Joseph Bialot, de son vrai nom Bialobroda, est né à Varsovie le 10 août 1923 dans une famille juive. Avec sa mère et sa sœur, il quitte la Pologne en juillet 1930 pour retrouver son père à Paris, dans le quartier de Belleville. Le 1er octobre, il intègre l'école communale, 77 boulevard de Belleville. Mais « le petit Polack » va vite la considérer comme un lieu d'injustice. Ne parlant pas encore le français, il se retrouve dernier de la classe et à ce titre collé en « retenue ». Il prendra sa revanche un jour de 1937 lorsqu'il sera reçu « premier de l'arrondissement au concours d'entrée au cours complémentaire ».

Trois ans plus tard, en 1940, c'est l'exode. Joseph Bialot se retrouve à Bordeaux, Pau puis Grenoble, où il est arrêté par la Milice en juin 1944, alors qu'il milite dans un mouvement de résistance. Il est incarcéré à la prison Saint-Paul, à Lyon, avant d'être déporté, le 11 août 1944, à Birkenau puis à Auschwitz, dans le dernier convoi en partance de France pour l'Allemagne. Libéré le 27 janvier 1945 par l'Armée rouge, il rejoint Paris et sa famille en mai. Après avoir travaillé dans l'entreprise de prêt-à-porter de son père, il fréquente l'université de Vincennes en 1969, afin d'obtenir une licence de psychologie.

En 1978, il publie son premier roman, Le Salon du prêt-à-saigner qui reçoit le grand prix de littérature policière.

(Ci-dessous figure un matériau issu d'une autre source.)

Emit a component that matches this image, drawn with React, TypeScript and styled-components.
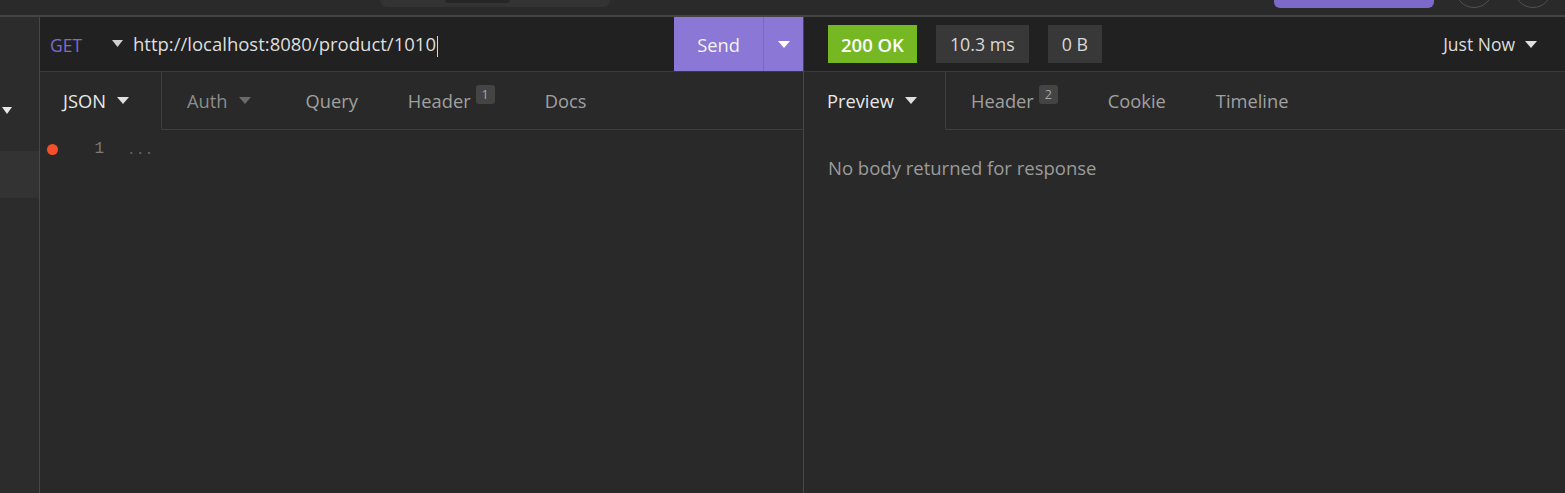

Son protagoniste, Josip, réfugié yougoslave trompé par son amie, rackette les ateliers de couture du quartier du Sentier, à Paris. Description réaliste et complexité des personnages d'un milieu jusqu'ici absent du polar sont les qualités qu'on retrouvera dans toute l'œuvre forte de trente-six ouvrages qui sont souvent aussi des peintures des quartiers de Paris : Belleville, bien sûr (Babel-ville, 1979), mais aussi le marché aux puces de Saint-Ouen (Rue du chat crevé, 1983), ou le faubourg Saint-Martin (Le Manteau de Saint-Martin, 1985).

En 2012, Joseph Bialot publia Le Puits de Moïse est achevé qui traite de Philippe le Bel s'attaquant au fabuleux trésor des Templiers. Passionné par l'Histoire, il savait la faire revivre en empruntant aux petites histoires personnelles de ses personnages, comme on le voit aussi avec le diptyque Le Vent du sud (1988 et 1990). Une autre de ses réussites est une saga passionnante, À la vie (2010), qui se déroule de 1871 à 1948, de la Commune de Paris à la fin de la Seconde Guerre mondiale, à travers l'histoire d'une famille d'imprimeurs de Belleville dont les destins croiseront ceux de familles d'artistes et de marchands d'art.

Si la plus grande partie de ses romans relève du polar, Joseph Bialot a aussi témoigné sur l'ignominie nazie avec C'est en hiver que les jours rallongent (2002), récit de son calvaire vécu à Auschwitz, que François Maspero a comparé à Si c'est un hommede Primo Levi.

Cet incontournable témoignage a été réédité avec une quarantaine de pages supplémentaires sous le titre Votre fumée montera vers le ciel (2011). Quant à Belleville Blues (2005), il s'agit d'un étonnant récit d'une centaine de pages à travers lesquelles le romancier raconte son enfance.

Tout au long de son œuvre protéiforme, s'il se montre impitoyable avec les bourreaux, Joseph Bialot exprime toujours une tendresse infinie pour les personnages humbles, souvent écrasés ou humiliés.